As a law clerk here are my average duties:

Organize evidence.
Compile a trial notebook that the attorney will use.
Generate witness list/data source.
Draft petitions, motions, orders, subpeonas, and judgments.
Interview witnesses.
Prepare exhibits.

I actually really enjoy what I do. We take a case and organize it and do the work prep for the attorney.

Mom and Job Collide

This is the hard part... working and single motherhood.  My daughter is so use to me dropping everything in order to attend to her needs.  I can't do that anymore.  We have had a few issues in the past couple of weeks where I had to say to her, "I am sorry, I can't just drop work and pick you up."  The adjustment period from having my sole attention to having to share it because mom has other responsibilities is a hard one for her to adjust too.  On another note, it is nice because she is ASKING for mommy daughter time.  And that is precious to me.  I only have her 4 more years before she spreads her wings and flies outside of my home.  So scary!!!!!


For the last year I have kept busy by serving as Vice Chair, with a recent promotion to Chairperson of the Board for the nonprofit POLE Gems.  POLE stands for Purposed, Original, Loved, Empowered.  This is an organization doing some amazingly awesome things in the city of Salem.

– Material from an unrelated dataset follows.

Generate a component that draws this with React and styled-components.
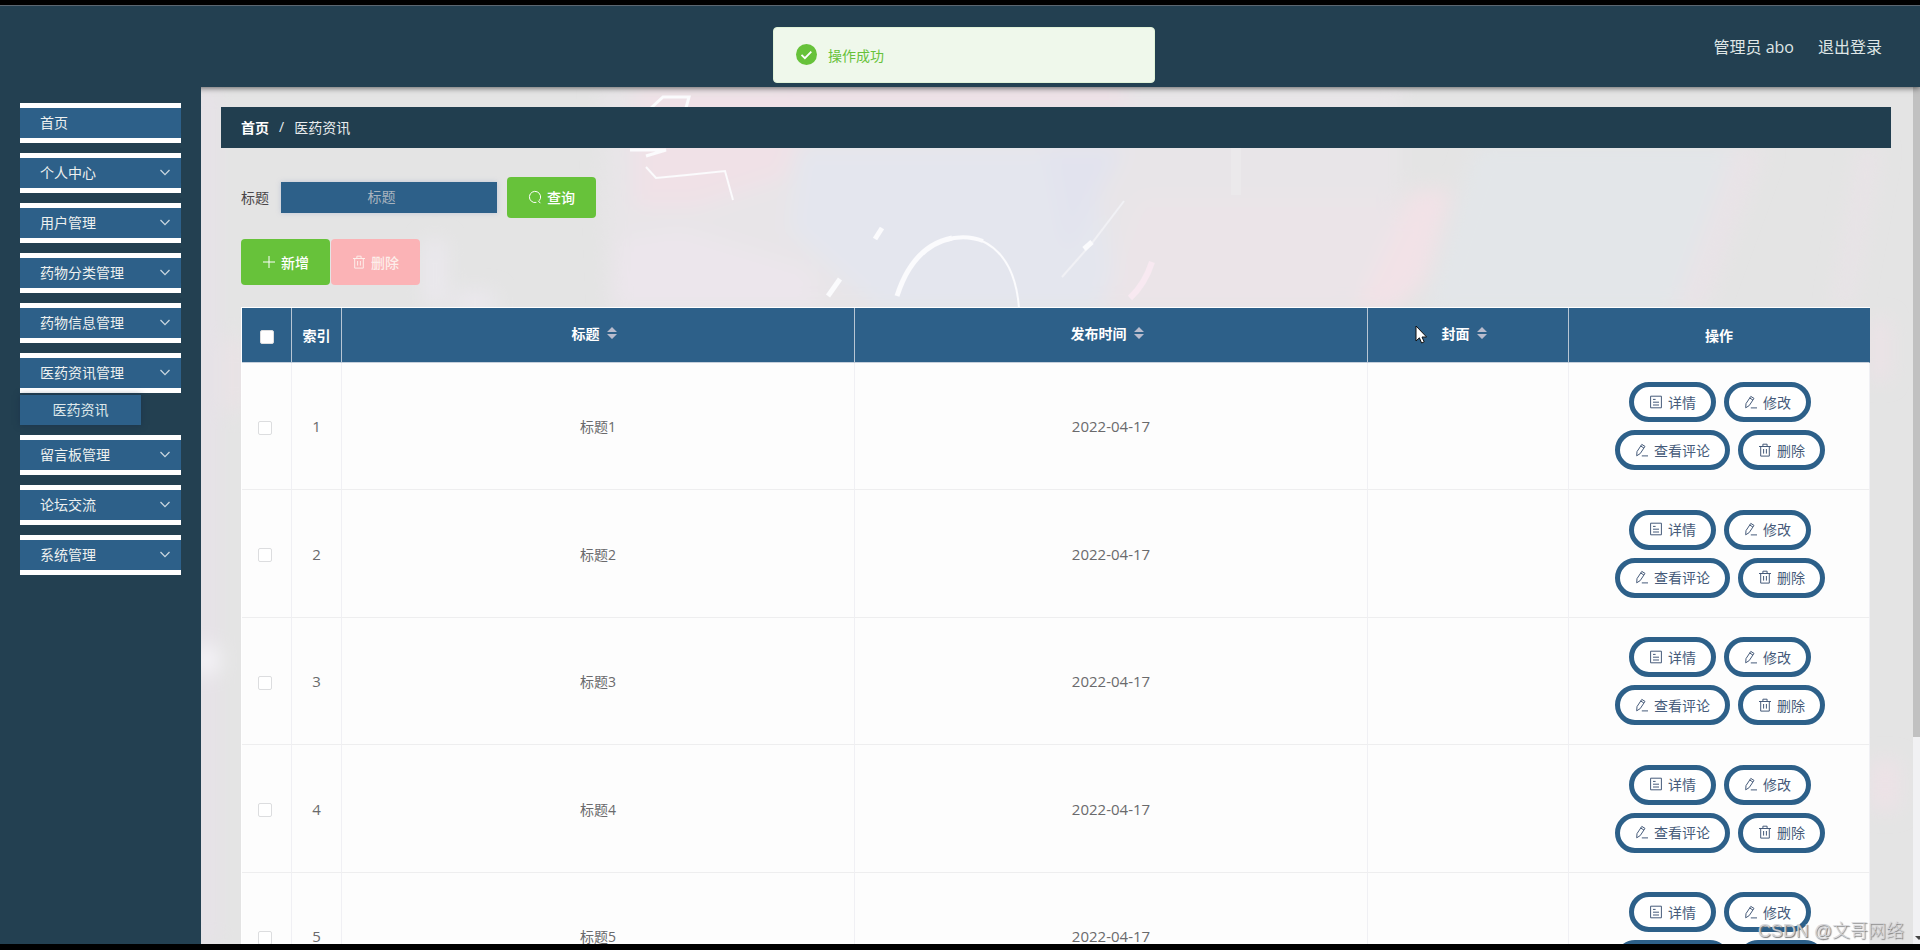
import React from "react";
import styled, { createGlobalStyle, css } from "styled-components";

const navy = "#234051";
const blue = "#2d6089";
const green = "#67c23a";

const GlobalStyle = createGlobalStyle`
  *, *::before, *::after { box-sizing: border-box; }
  body {
    margin: 0;
    background: #000;
    font-family: "Open Sans", "Noto Sans CJK SC", sans-serif;
    font-size: 14px;
    color: #606266;
  }
  button, input { font: inherit; }
  a { color: inherit; text-decoration: none; }
`;

const Screen = styled.div`
  position: relative;
  display: flex;
  flex-direction: column;
  height: 100vh;
  overflow: hidden;
  border-top: 5px solid #000;
  border-bottom: 6px solid #000;
`;

const Header = styled.header`
  position: relative;
  z-index: 2;
  flex: none;
  display: flex;
  justify-content: flex-end;
  gap: 24px;
  height: 82px;
  padding: 28px 38px 0 0;
  border-top: 1px solid #5b6670;
  background: ${navy};
  box-shadow: 0 1px 6px rgba(0, 0, 0, 0.6);
  color: #dfe6e6;
  font-size: 16px;
  line-height: 26px;
`;

const Body = styled.div`
  flex: 1;
  min-height: 0;
  display: flex;
`;

const Sidebar = styled.nav`
  position: relative;
  z-index: 3;
  flex: none;
  width: 201px;
  padding: 16px 20px;
  background: ${navy};
`;

const MenuList = styled.ul`
  display: flex;
  flex-direction: column;
  gap: 10px;
  margin: 0;
  padding: 0;
  list-style: none;
`;

const MenuButton = styled.button`
  display: flex;
  align-items: center;
  justify-content: space-between;
  width: 100%;
  height: 40px;
  padding: 0 10px 0 20px;
  border: solid #fff;
  border-width: 5px 0;
  background: ${blue};
  color: #eef1f0;
  line-height: 30px;
`;

const SubMenuLink = styled.a`
  display: block;
  width: 121px;
  height: 30px;
  margin-top: 2px;
  background: ${blue};
  box-shadow: 0 0 6px rgba(20, 40, 70, 0.5);
  color: #dfe8ea;
  line-height: 30px;
  text-align: center;
`;

const Main = styled.main`
  position: relative;
  flex: 1;
  min-width: 0;
  overflow: hidden;
  padding: 20px 22px 0 20px;
  background: #e4e4e4;
`;

const Backdrop = styled.svg`
  position: absolute;
  inset: 0;
  width: 100%;
  height: 100%;
`;

const Content = styled.div`
  position: relative;
`;

const Breadcrumb = styled.nav`
  display: flex;
  align-items: center;
  gap: 10px;
  height: 41px;
  padding: 0 20px 2px;
  background: #213e4f;
  color: #e8ecee;
`;

const HomeLink = styled.a`
  color: #fff;
  font-weight: 700;
`;

const Panel = styled.section`
  padding: 29px 21px 0 20px;
`;

const SearchForm = styled.form`
  display: flex;
  align-items: center;
  height: 41px;
`;

const SearchLabel = styled.label`
  margin-right: 12px;
  padding-bottom: 2px;
  color: #4a4648;
`;

const SearchInput = styled.input`
  width: 216px;
  height: 31px;
  margin-right: 10px;
  padding: 0 30px 2px 15px;
  border: 0;
  background: ${blue};
  box-shadow: 0 0 5px rgba(120, 140, 190, 0.35);
  color: #fff;
  text-align: center;
  &::placeholder { color: #a9b4bf; opacity: 1; }
`;

const ActionButton = styled.button`
  display: inline-flex;
  align-items: center;
  justify-content: center;
  gap: 5px;
  width: 89px;
  height: ${(p) => (p.$tall ? 46 : 41)}px;
  padding: 0 0 1px;
  border: 0;
  border-radius: 4px;
  background: ${(p) => (p.$tone === "danger" ? "#fbb3b6" : green)};
  color: ${(p) => (p.$tone === "danger" ? "#fdeeea" : "#fff")};
  font-weight: 500;
`;

const Toolbar = styled.div`
  display: flex;
  gap: 1px;
  margin: 21px 0 22px;
`;

const Table = styled.table`
  width: 100%;
  table-layout: fixed;
  border-collapse: separate;
  border-spacing: 0;
  border: solid #fff;
  border-width: 1px 0 0 1px;
  background: #fdfdfd;
  text-align: center;
`;

const HeadCell = styled.th`
  height: 55px;
  padding: 0;
  border-right: 1px solid #b7c6d4;
  border-bottom: 1px solid #c6d0dc;
  background: ${blue};
  color: #fff;
  font-weight: 700;
  &:last-child { border-right-color: ${blue}; }
`;

const SortLabel = styled.span`
  display: inline-flex;
  align-items: center;
  gap: 7px;
  padding: 0 8px 4px 0;
`;

const Row = styled.tr`
  height: 128px;
  &:nth-child(odd) { height: 127px; }
`;

const Cell = styled.td`
  padding: 0;
  border-right: 1px solid #f0f0f4;
  border-bottom: 1px solid #eeeeef;
  color: #6a6a6c;
`;

const CheckCell = styled(Cell)`
  padding-right: 3px;
`;

const NumberCell = styled(Cell)`
  font-size: 15px;
`;

const checkboxSkin = css`
  appearance: none;
  width: 14px;
  height: 14px;
  margin: 0;
  border: 1px solid #dcdddf;
  border-radius: 2px;
  background: #fff;
  vertical-align: middle;
`;

const Checkbox = styled.input`
  ${checkboxSkin}
`;

const RowActions = styled.div`
  display: flex;
  flex-wrap: wrap;
  justify-content: center;
  gap: 8px;
  padding: 0 29px 0 31px;
`;

const PillButton = styled.button`
  display: inline-flex;
  align-items: center;
  gap: 5px;
  height: 40px;
  padding: 0 15px 1px;
  border: 5px solid ${blue};
  border-radius: 20px;
  background: #fff;
  color: #465b7a;
  white-space: nowrap;
`;

const ScrollRail = styled.div`
  flex: none;
  display: flex;
  flex-direction: column;
  width: 7px;
  background: #f1f1f3;
`;

const ScrollThumb = styled.div`
  flex: 650;
  background: #c1c1c1;
`;

const ScrollRest = styled.div`
  flex: 207;
  display: flex;
  align-items: flex-end;
  overflow: hidden;
`;

const Toast = styled.div`
  position: absolute;
  z-index: 5;
  top: 22px;
  left: calc(50% - 187px);
  display: flex;
  align-items: center;
  gap: 11px;
  width: 382px;
  height: 56px;
  padding: 0 22px 1px;
  border: 1px solid #e1f3d8;
  border-radius: 4px;
  background: #eff8eb;
  color: ${green};
`;

const Watermark = styled.div`
  position: absolute;
  z-index: 4;
  right: 16px;
  bottom: 0;
  color: rgba(214, 214, 218, 0.9);
  font-family: "Liberation Sans", "Noto Sans CJK SC", sans-serif;
  font-size: 18px;
  font-weight: 300;
  line-height: 26px;
  text-shadow: 1px 1px 1px #777;
`;

const Pointer = styled.svg`
  position: absolute;
  z-index: 4;
  top: 320px;
  left: 1415px;
`;

const iconShapes = {
  search: <path d="M8.400 12.400A5.600 5.600 0 1 1 11.200 10.700M10.200 10.800L12.400 13.200" />,
  plus: <path d="M7 1v12M1 7h12" />,
  trash: <path d="M1 3.5h12M2.7 3.5v9.6h8.6V3.5M4.9 3.2V1.2h4.2v2M5.6 6v4.6M8.4 6v4.6" />,
  tickets: <path d="M1.6 1.2h10.8v11.6H1.6zM4 4.4h2.6M4 7.2h6M4 10h6" />,
  edit: <path d="M2 8.600 6.800 1.400 10 3.400 5.200 10.600 1.700 12.800zM5.700 3l3.200 2M6.800 12.900h6.200" />,
};

function Icon({ name }) {
  return (
    <svg width="14" height="14" viewBox="0 0 14 14" fill="none" stroke="currentColor" aria-hidden="true">
      {iconShapes[name]}
    </svg>
  );
}

function Chevron() {
  return (
    <svg width="12" height="8" viewBox="0 0 12 8" fill="none" stroke="#c9d6df" strokeWidth="1.3" aria-hidden="true">
      <path d="M1.5 1 6 5.6 10.5 1" />
    </svg>
  );
}

function SortIcon() {
  return (
    <svg width="10" height="12" viewBox="0 0 10 12" fill="#b9bccd" aria-hidden="true">
      <path d="M0 5 5 0l5 5zM0 7h10l-5 5z" />
    </svg>
  );
}

function Scenery() {
  return (
    <Backdrop viewBox="201 87 1712 857" preserveAspectRatio="xMinYMin slice" aria-hidden="true">
      <defs>
        <filter id="soft" x="-20%" y="-20%" width="140%" height="140%">
          <feGaussianBlur stdDeviation="10" />
        </filter>
        <filter id="fine">
          <feGaussianBlur stdDeviation="0.7" />
        </filter>
      </defs>
      <g filter="url(#soft)">
        <path fill="#e8e1ea" d="M201 87h14v857h-14z" />
        <path fill="#e8e5e8" d="M600 87h800v223h-790z" />
        <path fill="#f0e1e7" d="M635 87h180l-30 90-90 30-60 0z" />
        <path fill="#f0e0e7" d="M780 87h345v20h-345z" />
        <path fill="#ece6ec" d="M620 240l60-10 130 40 10 40H615z" />
        <path fill="#e4e6ee" d="M800 150h290l30 160H880l-90-80z" />
        <path fill="#e2e3ee" d="M1045 147h80l-60 110z" />
        <path fill="#ebe4e8" d="M1140 200h260l-60 110h-240z" />
        <path fill="#f2e2e7" d="M1412 190h40l-26 90-30 30h-44z" />
        <path fill="#e3e6e9" d="M1475 147h260l-60 163h-250z" />
        <path fill="#e9e3e7" d="M1735 147h30l-60 163h-30zM1860 147h20l-30 163h-16z" />
        <path fill="#eee2e7" d="M228 340h12v70h-12zM1872 320h16v60h-16zM1872 760h26v50h-26z" />
        <path fill="#ece9ef" d="M425 240h20v65h-20zM455 292h40v20h-40z" />
        <circle fill="#f7f5fa" cx="206" cy="660" r="14" />
      </g>
      <g fill="none" stroke="#fbfbfd" filter="url(#fine)">
        <path strokeWidth="3" d="M651 108l12-11h26l-3 11M630 150h36l-20 6" />
        <path strokeWidth="2" d="M646 167l10 11 31-3 38-4 8 29" />
        <path strokeWidth="5" d="M897 296q16-50 55-58" />
        <path strokeWidth="4" d="M945 240q20-6 38 1" />
        <path strokeWidth="2" d="M980 240q35 15 39 68" />
        <path strokeWidth="5" d="M828 296l12-17M875 239l7-11" />
        <path stroke="#f1f1f5" strokeWidth="2" d="M1062 277l30-34 32-42" />
        <path strokeWidth="5" d="M1084 249l8-7" />
        <path stroke="#f8e9f1" strokeWidth="6" d="M1130 298q15-14 22-36" />
        <path stroke="#ebe9eb" strokeWidth="10" d="M1236 147v48" />
      </g>
    </Backdrop>
  );
}

const menu = [
  { label: "首页", leaf: true },
  { label: "个人中心" },
  { label: "用户管理" },
  { label: "药物分类管理" },
  { label: "药物信息管理" },
  { label: "医药资讯管理", child: "医药资讯" },
  { label: "留言板管理" },
  { label: "论坛交流" },
  { label: "系统管理" },
];

const rows = [1, 2, 3, 4, 5].map((n) => ({ id: n, title: `标题${n}`, date: "2022-04-17" }));

const rowActions = [
  { icon: "tickets", label: "详情" },
  { icon: "edit", label: "修改" },
  { icon: "edit", label: "查看评论" },
  { icon: "trash", label: "删除" },
];

function SortableHead({ children }) {
  return (
    <HeadCell scope="col">
      <SortLabel>
        {children}
        <SortIcon />
      </SortLabel>
    </HeadCell>
  );
}

export default function App() {
  return (
    <>
      <GlobalStyle />
      <Screen>
        <Header>
          <span>管理员 abo</span>
          <a href="#logout">退出登录</a>
        </Header>

        <Body>
          <Sidebar>
            <MenuList>
              {menu.map((item) => (
                <li key={item.label}>
                  <MenuButton type="button">
                    {item.label}
                    {!item.leaf && <Chevron />}
                  </MenuButton>
                  {item.child && <SubMenuLink href="#news">{item.child}</SubMenuLink>}
                </li>
              ))}
            </MenuList>
          </Sidebar>

          <Main>
            <Scenery />
            <Content>
              <Breadcrumb>
                <HomeLink href="#home">首页</HomeLink>
                <span>/</span>
                <span>医药资讯</span>
              </Breadcrumb>

              <Panel>
                <SearchForm onSubmit={(e) => e.preventDefault()}>
                  <SearchLabel htmlFor="title">标题</SearchLabel>
                  <SearchInput id="title" type="text" placeholder="标题" />
                  <ActionButton type="submit">
                    <Icon name="search" />
                    查询
                  </ActionButton>
                </SearchForm>

                <Toolbar>
                  <ActionButton type="button" $tall>
                    <Icon name="plus" />
                    新增
                  </ActionButton>
                  <ActionButton type="button" $tall $tone="danger" disabled>
                    <Icon name="trash" />
                    删除
                  </ActionButton>
                </Toolbar>

                <Table>
                  <colgroup>
                    <col style={{ width: 50 }} />
                    <col style={{ width: 50 }} />
                    <col />
                    <col />
                    <col style={{ width: 201 }} />
                    <col style={{ width: 301 }} />
                  </colgroup>
                  <thead>
                    <tr>
                      <HeadCell scope="col">
                        <Checkbox type="checkbox" aria-label="全选" />
                      </HeadCell>
                      <HeadCell scope="col">索引</HeadCell>
                      <SortableHead>标题</SortableHead>
                      <SortableHead>发布时间</SortableHead>
                      <SortableHead>封面</SortableHead>
                      <HeadCell scope="col">操作</HeadCell>
                    </tr>
                  </thead>
                  <tbody>
                    {rows.map((row) => (
                      <Row key={row.id}>
                        <CheckCell>
                          <Checkbox type="checkbox" aria-label={row.title} />
                        </CheckCell>
                        <NumberCell>{row.id}</NumberCell>
                        <Cell>{row.title}</Cell>
                        <NumberCell>{row.date}</NumberCell>
                        <Cell />
                        <Cell>
                          <RowActions>
                            {rowActions.map((action) => (
                              <PillButton type="button" key={action.label}>
                                <Icon name={action.icon} />
                                {action.label}
                              </PillButton>
                            ))}
                          </RowActions>
                        </Cell>
                      </Row>
                    ))}
                  </tbody>
                </Table>
              </Panel>
            </Content>
          </Main>

          <ScrollRail>
            <ScrollThumb />
            <ScrollRest>
              <svg width="7" height="10" viewBox="0 0 7 10" aria-hidden="true">
                <path fill="#444" d="M2 2h8L6 6z" />
              </svg>
            </ScrollRest>
          </ScrollRail>
        </Body>

        <Toast role="status">
          <svg width="21" height="21" viewBox="0 0 21 21" aria-hidden="true">
            <circle cx="10.5" cy="10.5" r="10.5" fill={green} />
            <path d="M5.5 10.8l3.4 3.4 6.4-6.6" fill="none" stroke="#fff" strokeWidth="1.8" />
          </svg>
          操作成功
        </Toast>

        <Pointer width="13" height="19" viewBox="0 0 13 19" aria-hidden="true">
          <path d="M1 1v15l3.4-3.2L6.6 18l2.6-1.1L7 12h4.6z" fill="#fff" stroke="#111" />
        </Pointer>

        <Watermark>CSDN @文哥网络</Watermark>
      </Screen>
    </>
  );
}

Our purpose is to reach sex industry workers -- those that society overlooks and even forgets about -- in order to show these men and women that they are LOVED and VALUED by someone. 

This has been an amazing journey of ups and downs this past year as we have started up and worked to stay afloat.  I have learned a ton about starting a nonprofit, of running one, and generally how to deal with diverse personalities.

Why post this on this legal blog?  Because my legal education has helped me be qualified to fill this position.  I think this is an area that we laywers can easily "give" back and it doesn't cost a dime, just a bit of time.

Oh, and because these programs are important.  In my state, Portland is the #1 hub of sex trafficking in the United States. It's time to raise awareness.